-- YOUR TASK --
Skip every picture, and extract verbatim the lines from the line containing "Clone this table" to the line containing "const cell = 'border-r", both lines included.

-- PROVIDED DATA --
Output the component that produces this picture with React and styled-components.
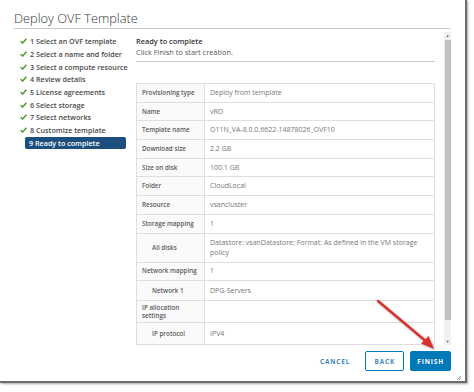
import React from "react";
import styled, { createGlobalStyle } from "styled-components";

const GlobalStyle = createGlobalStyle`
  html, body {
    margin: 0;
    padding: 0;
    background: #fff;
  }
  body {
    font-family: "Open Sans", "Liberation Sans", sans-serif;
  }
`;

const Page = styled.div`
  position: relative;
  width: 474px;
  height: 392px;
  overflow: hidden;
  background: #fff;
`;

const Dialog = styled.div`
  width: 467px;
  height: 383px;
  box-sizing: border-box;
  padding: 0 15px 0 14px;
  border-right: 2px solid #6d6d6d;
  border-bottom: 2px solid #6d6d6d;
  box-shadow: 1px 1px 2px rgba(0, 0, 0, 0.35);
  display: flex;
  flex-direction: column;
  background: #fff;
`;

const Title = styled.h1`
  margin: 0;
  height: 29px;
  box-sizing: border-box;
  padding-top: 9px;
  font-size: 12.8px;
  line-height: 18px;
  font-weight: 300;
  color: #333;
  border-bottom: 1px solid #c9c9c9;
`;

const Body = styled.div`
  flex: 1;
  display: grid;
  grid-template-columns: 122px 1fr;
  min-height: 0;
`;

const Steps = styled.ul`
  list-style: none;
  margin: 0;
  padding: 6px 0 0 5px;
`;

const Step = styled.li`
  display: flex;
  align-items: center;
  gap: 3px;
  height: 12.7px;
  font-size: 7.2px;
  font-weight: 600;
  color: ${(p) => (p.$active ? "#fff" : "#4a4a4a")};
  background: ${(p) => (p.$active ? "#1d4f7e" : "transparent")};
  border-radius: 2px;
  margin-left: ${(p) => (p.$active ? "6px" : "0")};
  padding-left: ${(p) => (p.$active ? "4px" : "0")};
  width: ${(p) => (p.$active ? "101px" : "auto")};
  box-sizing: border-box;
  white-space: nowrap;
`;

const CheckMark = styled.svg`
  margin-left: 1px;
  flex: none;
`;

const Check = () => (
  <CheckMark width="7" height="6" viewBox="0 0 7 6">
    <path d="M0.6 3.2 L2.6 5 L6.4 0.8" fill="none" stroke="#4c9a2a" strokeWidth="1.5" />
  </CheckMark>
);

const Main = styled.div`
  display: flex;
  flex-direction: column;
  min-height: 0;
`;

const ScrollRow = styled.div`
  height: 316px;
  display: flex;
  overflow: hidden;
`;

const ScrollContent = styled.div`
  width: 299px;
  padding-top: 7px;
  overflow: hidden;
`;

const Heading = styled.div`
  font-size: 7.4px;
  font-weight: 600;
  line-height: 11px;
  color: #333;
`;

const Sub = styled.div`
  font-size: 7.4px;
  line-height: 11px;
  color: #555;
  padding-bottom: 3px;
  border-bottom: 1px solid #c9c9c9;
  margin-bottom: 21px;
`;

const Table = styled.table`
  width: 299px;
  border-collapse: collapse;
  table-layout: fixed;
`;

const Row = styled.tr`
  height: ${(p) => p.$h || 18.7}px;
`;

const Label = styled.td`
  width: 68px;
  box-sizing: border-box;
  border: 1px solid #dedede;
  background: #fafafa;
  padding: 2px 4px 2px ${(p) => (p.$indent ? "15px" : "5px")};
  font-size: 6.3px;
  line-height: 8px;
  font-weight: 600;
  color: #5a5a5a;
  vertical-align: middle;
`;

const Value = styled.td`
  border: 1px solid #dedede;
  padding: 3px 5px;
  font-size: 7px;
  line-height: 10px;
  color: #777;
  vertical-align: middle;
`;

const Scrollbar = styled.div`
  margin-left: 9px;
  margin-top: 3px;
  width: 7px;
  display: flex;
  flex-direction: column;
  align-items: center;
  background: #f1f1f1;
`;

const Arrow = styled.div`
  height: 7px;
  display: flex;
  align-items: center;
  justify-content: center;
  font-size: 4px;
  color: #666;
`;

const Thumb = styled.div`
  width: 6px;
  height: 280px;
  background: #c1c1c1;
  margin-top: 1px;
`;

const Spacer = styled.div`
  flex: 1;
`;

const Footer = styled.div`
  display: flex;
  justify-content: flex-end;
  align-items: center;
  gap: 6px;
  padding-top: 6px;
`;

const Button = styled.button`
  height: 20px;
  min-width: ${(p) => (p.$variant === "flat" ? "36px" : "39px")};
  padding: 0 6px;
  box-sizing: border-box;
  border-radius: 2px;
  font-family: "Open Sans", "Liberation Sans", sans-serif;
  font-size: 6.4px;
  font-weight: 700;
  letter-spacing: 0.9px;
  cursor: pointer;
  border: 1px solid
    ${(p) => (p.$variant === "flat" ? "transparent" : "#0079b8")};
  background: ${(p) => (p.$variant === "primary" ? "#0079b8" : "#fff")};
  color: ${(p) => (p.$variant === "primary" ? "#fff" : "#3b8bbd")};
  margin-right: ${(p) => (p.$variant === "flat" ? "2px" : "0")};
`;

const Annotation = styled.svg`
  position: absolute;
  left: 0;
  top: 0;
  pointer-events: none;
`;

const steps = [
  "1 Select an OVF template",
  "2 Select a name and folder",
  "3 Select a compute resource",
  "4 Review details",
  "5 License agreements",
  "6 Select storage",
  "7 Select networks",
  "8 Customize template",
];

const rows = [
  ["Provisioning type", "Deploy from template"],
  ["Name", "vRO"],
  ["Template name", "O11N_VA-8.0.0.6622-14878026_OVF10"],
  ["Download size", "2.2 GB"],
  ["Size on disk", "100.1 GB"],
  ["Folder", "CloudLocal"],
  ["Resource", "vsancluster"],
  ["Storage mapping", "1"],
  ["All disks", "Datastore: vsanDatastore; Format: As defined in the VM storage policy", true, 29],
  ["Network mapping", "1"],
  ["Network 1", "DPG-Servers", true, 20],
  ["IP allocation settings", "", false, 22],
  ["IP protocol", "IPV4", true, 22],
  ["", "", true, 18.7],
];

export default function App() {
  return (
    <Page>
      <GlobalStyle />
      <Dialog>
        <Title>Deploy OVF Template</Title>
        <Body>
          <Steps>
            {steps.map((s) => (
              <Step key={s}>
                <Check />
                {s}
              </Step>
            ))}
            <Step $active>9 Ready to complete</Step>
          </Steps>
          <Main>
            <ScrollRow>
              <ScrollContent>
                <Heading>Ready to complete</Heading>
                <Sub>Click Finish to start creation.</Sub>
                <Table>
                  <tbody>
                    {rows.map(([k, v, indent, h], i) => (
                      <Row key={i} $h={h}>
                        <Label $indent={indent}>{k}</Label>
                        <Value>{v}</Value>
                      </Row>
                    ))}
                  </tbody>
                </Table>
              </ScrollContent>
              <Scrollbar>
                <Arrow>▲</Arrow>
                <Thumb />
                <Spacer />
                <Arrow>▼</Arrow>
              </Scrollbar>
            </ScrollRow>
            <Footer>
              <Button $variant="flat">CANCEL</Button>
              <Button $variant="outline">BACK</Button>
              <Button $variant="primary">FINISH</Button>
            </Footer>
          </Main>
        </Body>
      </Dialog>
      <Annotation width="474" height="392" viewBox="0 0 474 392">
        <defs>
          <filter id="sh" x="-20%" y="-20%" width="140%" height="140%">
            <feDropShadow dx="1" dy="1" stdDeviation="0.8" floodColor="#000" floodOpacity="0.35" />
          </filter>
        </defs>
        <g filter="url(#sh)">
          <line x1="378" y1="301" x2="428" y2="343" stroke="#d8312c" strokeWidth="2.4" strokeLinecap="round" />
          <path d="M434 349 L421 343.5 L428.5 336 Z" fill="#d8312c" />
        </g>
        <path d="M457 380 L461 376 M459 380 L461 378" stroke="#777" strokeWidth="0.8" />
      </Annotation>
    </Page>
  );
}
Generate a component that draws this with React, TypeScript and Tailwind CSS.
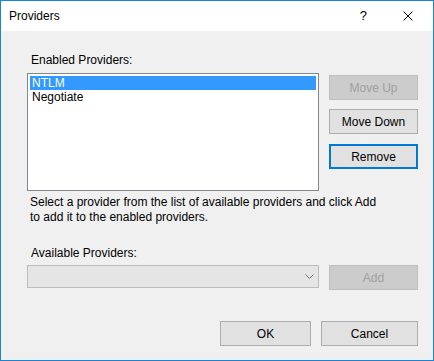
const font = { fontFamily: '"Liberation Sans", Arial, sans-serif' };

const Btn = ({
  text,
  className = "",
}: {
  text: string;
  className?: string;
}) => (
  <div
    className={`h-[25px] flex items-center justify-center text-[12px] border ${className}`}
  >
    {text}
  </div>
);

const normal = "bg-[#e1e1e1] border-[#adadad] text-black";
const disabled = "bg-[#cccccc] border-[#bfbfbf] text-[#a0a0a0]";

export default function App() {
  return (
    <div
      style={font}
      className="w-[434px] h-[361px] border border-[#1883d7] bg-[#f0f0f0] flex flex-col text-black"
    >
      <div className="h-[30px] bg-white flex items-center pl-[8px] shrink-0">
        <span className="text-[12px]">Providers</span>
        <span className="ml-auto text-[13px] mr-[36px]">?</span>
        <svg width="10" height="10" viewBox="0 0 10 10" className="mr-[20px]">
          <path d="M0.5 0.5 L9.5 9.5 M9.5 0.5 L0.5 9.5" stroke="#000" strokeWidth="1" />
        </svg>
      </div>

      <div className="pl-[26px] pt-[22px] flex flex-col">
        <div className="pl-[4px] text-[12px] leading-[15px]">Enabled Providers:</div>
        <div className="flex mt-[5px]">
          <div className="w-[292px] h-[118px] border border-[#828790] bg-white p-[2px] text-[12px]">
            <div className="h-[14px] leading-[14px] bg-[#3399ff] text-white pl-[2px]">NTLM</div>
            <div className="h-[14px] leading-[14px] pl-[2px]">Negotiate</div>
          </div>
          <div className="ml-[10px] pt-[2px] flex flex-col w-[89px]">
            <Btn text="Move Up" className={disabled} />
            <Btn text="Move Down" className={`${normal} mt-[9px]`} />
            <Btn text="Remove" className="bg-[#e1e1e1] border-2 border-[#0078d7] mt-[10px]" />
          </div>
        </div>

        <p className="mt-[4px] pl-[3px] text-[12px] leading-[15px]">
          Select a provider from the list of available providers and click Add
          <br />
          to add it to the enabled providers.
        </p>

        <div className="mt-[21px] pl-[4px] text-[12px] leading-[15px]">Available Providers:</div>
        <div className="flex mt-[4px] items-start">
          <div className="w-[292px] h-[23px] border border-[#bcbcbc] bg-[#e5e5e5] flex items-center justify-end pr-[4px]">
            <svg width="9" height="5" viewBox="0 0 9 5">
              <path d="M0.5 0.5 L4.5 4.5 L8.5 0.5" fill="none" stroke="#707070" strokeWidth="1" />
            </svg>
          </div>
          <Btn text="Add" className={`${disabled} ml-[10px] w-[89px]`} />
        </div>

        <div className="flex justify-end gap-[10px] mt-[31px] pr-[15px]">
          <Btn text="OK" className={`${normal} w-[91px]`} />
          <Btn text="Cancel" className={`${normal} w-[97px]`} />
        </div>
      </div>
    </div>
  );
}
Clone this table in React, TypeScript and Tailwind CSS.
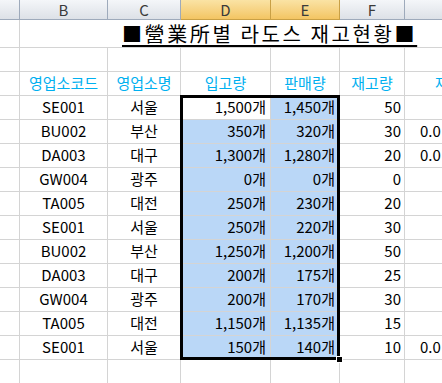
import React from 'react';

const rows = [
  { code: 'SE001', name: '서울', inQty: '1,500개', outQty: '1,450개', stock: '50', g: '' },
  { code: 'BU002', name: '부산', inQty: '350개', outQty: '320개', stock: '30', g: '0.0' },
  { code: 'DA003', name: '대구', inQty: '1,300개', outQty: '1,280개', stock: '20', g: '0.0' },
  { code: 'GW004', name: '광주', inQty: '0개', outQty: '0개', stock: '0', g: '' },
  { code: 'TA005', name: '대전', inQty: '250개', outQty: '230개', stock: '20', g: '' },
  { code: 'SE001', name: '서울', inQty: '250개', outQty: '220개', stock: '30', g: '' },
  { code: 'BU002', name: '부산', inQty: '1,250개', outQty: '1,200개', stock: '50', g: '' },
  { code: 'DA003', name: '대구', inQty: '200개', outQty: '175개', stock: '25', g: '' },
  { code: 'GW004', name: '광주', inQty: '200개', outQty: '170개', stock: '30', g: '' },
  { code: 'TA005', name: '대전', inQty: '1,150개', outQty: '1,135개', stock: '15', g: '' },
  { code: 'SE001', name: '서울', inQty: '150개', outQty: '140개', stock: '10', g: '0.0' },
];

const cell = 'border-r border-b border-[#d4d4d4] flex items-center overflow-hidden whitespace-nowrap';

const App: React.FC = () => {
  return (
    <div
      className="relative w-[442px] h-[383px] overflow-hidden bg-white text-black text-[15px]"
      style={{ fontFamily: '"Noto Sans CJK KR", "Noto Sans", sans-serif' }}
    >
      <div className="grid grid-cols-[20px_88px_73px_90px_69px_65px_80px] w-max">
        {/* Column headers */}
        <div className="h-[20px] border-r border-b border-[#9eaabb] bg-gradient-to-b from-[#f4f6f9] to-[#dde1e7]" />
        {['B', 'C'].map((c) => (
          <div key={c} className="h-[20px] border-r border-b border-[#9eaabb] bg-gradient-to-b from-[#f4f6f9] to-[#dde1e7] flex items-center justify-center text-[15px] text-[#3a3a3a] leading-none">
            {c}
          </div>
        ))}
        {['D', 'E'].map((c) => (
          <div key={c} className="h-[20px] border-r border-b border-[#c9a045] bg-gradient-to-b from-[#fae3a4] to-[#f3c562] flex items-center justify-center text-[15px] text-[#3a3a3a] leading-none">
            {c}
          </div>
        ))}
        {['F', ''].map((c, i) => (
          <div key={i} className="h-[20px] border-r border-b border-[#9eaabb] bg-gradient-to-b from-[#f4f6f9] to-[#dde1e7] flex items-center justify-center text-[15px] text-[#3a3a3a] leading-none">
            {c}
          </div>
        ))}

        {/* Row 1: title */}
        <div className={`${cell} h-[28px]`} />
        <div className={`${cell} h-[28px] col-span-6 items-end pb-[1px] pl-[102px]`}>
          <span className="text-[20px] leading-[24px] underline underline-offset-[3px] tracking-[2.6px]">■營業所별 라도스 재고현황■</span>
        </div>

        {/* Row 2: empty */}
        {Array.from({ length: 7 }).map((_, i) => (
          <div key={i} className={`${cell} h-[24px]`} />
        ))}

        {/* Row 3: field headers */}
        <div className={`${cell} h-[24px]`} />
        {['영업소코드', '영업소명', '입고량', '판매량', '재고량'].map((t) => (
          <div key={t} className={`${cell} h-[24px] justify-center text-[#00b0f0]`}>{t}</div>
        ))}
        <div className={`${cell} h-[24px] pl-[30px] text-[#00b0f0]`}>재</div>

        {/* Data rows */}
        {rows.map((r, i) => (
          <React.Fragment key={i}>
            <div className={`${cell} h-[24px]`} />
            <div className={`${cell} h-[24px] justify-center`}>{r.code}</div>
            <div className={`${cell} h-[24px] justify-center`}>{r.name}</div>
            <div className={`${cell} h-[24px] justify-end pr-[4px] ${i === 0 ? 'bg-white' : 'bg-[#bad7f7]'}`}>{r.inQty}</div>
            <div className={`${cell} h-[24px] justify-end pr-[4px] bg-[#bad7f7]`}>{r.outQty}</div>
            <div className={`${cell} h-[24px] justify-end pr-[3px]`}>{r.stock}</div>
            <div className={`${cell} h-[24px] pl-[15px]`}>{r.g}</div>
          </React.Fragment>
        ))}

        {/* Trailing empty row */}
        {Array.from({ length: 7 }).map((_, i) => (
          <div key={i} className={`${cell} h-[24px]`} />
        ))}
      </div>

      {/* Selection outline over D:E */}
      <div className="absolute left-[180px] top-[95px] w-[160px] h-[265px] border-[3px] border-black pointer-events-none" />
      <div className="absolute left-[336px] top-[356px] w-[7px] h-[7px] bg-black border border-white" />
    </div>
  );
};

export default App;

-- OUTPUT --
Clone this table in React, TypeScript and Tailwind CSS.
import React from 'react';

const rows = [
  { code: 'SE001', name: '서울', inQty: '1,500개', outQty: '1,450개', stock: '50', g: '' },
  { code: 'BU002', name: '부산', inQty: '350개', outQty: '320개', stock: '30', g: '0.0' },
  { code: 'DA003', name: '대구', inQty: '1,300개', outQty: '1,280개', stock: '20', g: '0.0' },
  { code: 'GW004', name: '광주', inQty: '0개', outQty: '0개', stock: '0', g: '' },
  { code: 'TA005', name: '대전', inQty: '250개', outQty: '230개', stock: '20', g: '' },
  { code: 'SE001', name: '서울', inQty: '250개', outQty: '220개', stock: '30', g: '' },
  { code: 'BU002', name: '부산', inQty: '1,250개', outQty: '1,200개', stock: '50', g: '' },
  { code: 'DA003', name: '대구', inQty: '200개', outQty: '175개', stock: '25', g: '' },
  { code: 'GW004', name: '광주', inQty: '200개', outQty: '170개', stock: '30', g: '' },
  { code: 'TA005', name: '대전', inQty: '1,150개', outQty: '1,135개', stock: '15', g: '' },
  { code: 'SE001', name: '서울', inQty: '150개', outQty: '140개', stock: '10', g: '0.0' },
];

const cell = 'border-r border-b border-[#d4d4d4] flex items-center overflow-hidden whitespace-nowrap';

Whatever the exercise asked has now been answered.